Avant de se demander comment évolue notre société, il faut d’abord se demander comment évolue le monde. Nous évoluons dans un monde plein de conflits, où l’éthique a été remplacée par la force. Il ne suffit plus de parler de modernisation de l’économie : il faut parler de modernisation du conflit. Le président Donald Trump semble pressé de redresser son économie en utilisant la puissance comme principal atout. Nous ne nions pas que l’Amérique demeure la plus puissante de toutes les nations avec la plus grande économie. Mais l’incapacité à humaniser la politique a réveillé d’autres pôles de puissance qui ne sont pas prêts à rester passifs.
Dans ce contexte, où nous situons-nous ?
Maurice est « heureusement » située dans un espace d’où les conflits futurs peuvent être observés, surveillés, voire contrôlés : l’océan Indien. Sommes-nous trop petits pour penser en ces termes ? C’est ici qu’intervient la synergie cohérente entre politique, diplomatie et éducation. Nous devons examiner la manière dont nous gérons notre espace géopolitique. Nous devons développer la conscience de la position stratégique de Maurice et décider de ce qui conviendra à notre économie alors que nous contrôlons l’un des plus vastes territoires océaniques au monde. Nous devons nouer des alliances avec les nations les plus avancées scientifiquement et technologiquement, au risque de finir comme l’Afrique — le continent le plus riche en ressources mais le plus pauvre économiquement.
Revenons à votre question : notre société semble ignorer le fait que personne ne nous doit notre subsistance.

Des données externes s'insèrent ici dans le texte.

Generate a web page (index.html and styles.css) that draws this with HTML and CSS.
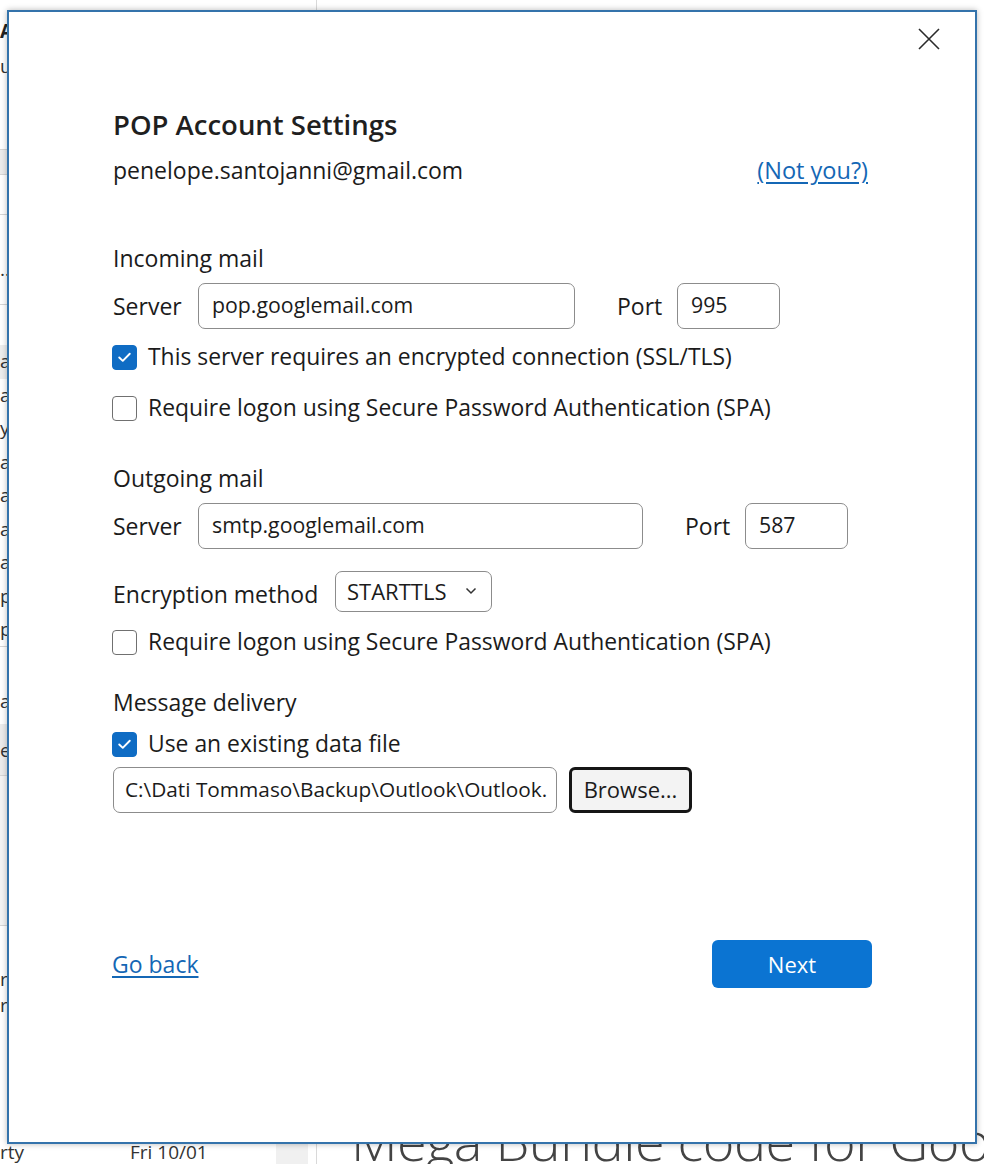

Nous restons une société dans laquelle l’on reçoit beaucoup de soins — non pas nécessairement en termes de qualité, mais assurément en termes de quantité. Pourtant, beaucoup d’entre nous ne font pas leur part. Une bonne société est celle où la famille inculque les valeurs du travail acharné, où les politiciens affichent des standards éthiques élevés, où l’école enseigne aux élèves qu’il n’y a qu’un seul chemin vers la réussite : la connaissance. Plus on possède de savoir, plus on peut créer de richesse ; en dehors du travail efficace inspiré par la connaissance, il n’existe aucun autre moyen légitime d’acquérir la richesse.
L’IA peut accélérer les biais et créer de nouveaux foyers de conflits.

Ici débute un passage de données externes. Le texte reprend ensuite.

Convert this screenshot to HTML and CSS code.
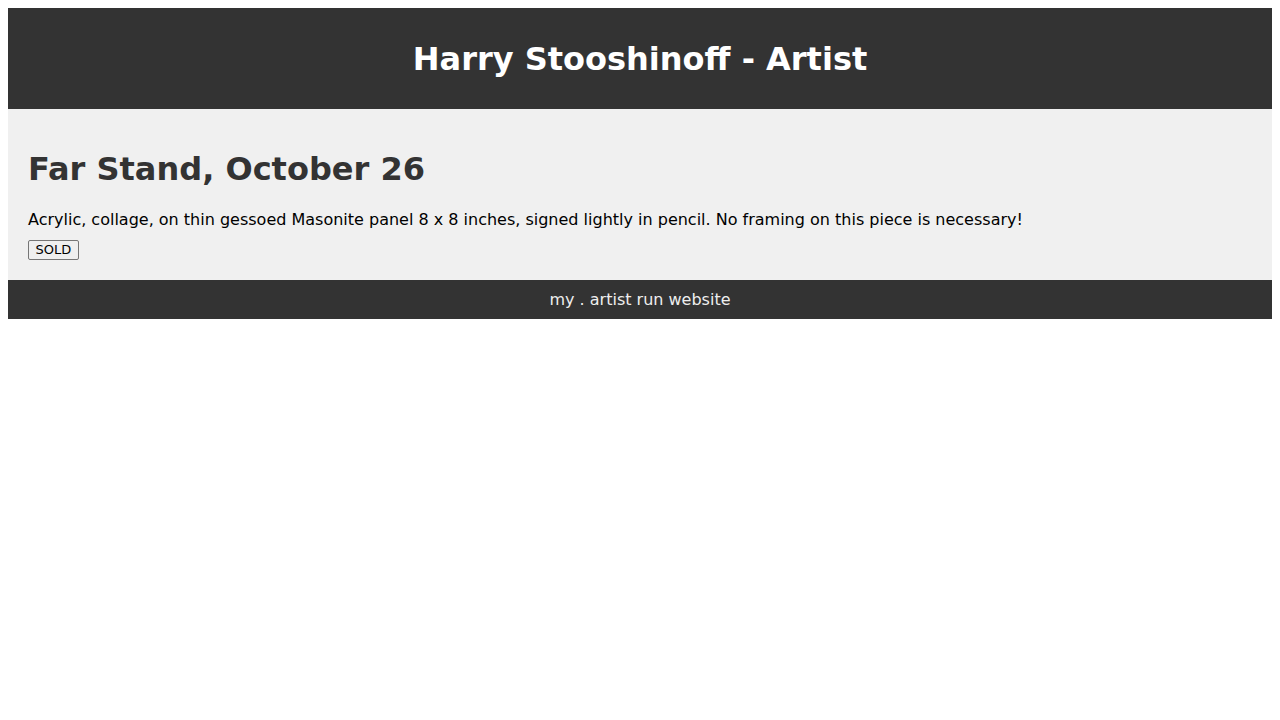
FILE: index.html
```html
<!DOCTYPE html>
<html lang="en">
<head>
<meta charset="utf-8">
<title>Harry Stooshinoff - Artist</title>
<link rel="stylesheet" href="styles.css">
</head>
<body>
<header class="site-header">
  <h1 class="site-title">Harry Stooshinoff - Artist</h1>
</header>
<main class="content">
  <h2 class="piece-title">Far Stand, October 26</h2>
  <p class="piece-desc">Acrylic, collage, on thin gessoed Masonite panel 8 x 8 inches, signed lightly in pencil. No framing on this piece is necessary!</p>
  <div class="piece-status"><button class="sold-btn">SOLD</button></div>
</main>
<footer class="site-footer">my . artist run website</footer>
</body>
</html>
```
FILE: styles.css
```css
body {
  margin: 8px;
  font-family: "DejaVu Sans", sans-serif;
  font-size: 16px;
}
.site-header {
  background: #333333;
  color: #ffffff;
  padding: 11px 10px 9px;
  text-align: center;
}
.site-title {
  margin: 22px 0;
  font-size: 32px;
  line-height: 37px;
  font-weight: bold;
}
.content {
  background: #f0f0f0;
  padding: 20px;
}
.piece-title {
  margin: 22px 0;
  font-size: 32px;
  line-height: 37px;
  color: #333333;
}
.piece-desc {
  margin: 0 0 11px;
  line-height: 19px;
  color: #000;
}
.piece-status {
  display: flex;
}
.sold-btn {
  font-family: "DejaVu Sans", sans-serif;
  font-size: 13px;
  height: 20px;
  padding: 0 6.5px;
  line-height: 16px;
  background: #efefef;
  border: 1px solid #767676;
  border-radius: 2px;
  color: #000;
}
.site-footer {
  background: #333333;
  color: #eeeeee;
  text-align: center;
  padding: 10px;
  line-height: 19px;
}
```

Quel serait l’impact de la technologie sur le comportement de notre société ?
On parle de l’intelligence artificielle (AI) comme d’une source majeure du développement humain. Ne serait-ce pas plutôt le contraire qui s’avèrerait vrai et mesurable ? L’IA est sans aucun doute la prochaine grande source de savoir et de pouvoir. Mais sera-t-elle au service du développement humain, ou bien à celui de nouvelles hiérarchies : ceux qui la contrôleront et deviendront les nouveaux seigneurs du monde numérique ; suivis de ceux dont les connaissances et la puissance seront amplifiées par l’IA ; et, enfin, les déplacés — les nouveaux illettrés — dont la réussite dépendra de leur survie dans un monde qui avance à une vitesse qu’ils ne peuvent suivre, forcés de travailler de longues heures et de cumuler des emplois pour survivre. Entre ces extrêmes, il y aura peut-être un espoir : ceux capables d’apporter une touche humaine, nous rappelant sans cesse que l’IA n’est aussi intelligente et morale que ses créateurs. Elle peut accélérer les biais et créer de nouveaux foyers de conflits, tout autant qu’elle peut accroître la sagesse — selon la qualité morale et éthique de celui qui l’utilise.
Malgré le soutien de la technologie, le Mauricien lambda sait désormais faire la distinction entre le vrai du faux, le fake de la réalité ; même avec l’habillage médiatique de notre classe politique, le Mauricien reste sceptique. Situation paradoxale ?
Il serait exagéré d’affirmer que nous avons maîtrisé la capacité de comprendre et d’appliquer notre logique. Aujourd’hui, au-delà du monde réel, beaucoup vivent aussi dans un monde virtuel, avec lequel ils interagissent comme s’il était réel. Ce monde évolue rapidement et ceux qui y sont accrochés se perdent dans cet univers virtuel, tout comme les scientifiques tentent de comprendre l’univers physique. La science et l’astronomie sont réelles et ont des conséquences concrètes sur l’humanité, tandis que le virtuel a des répercussions réelles sur nos esprits et nos comportements. La différence, c’est que ce dernier peut déshumaniser la société. Une société stable a besoin de ceux qui font avancer la connaissance, mais aussi de ceux qui savent gérer une génération encline à croire sans discerner le vrai du faux, ni à exercer sa logique.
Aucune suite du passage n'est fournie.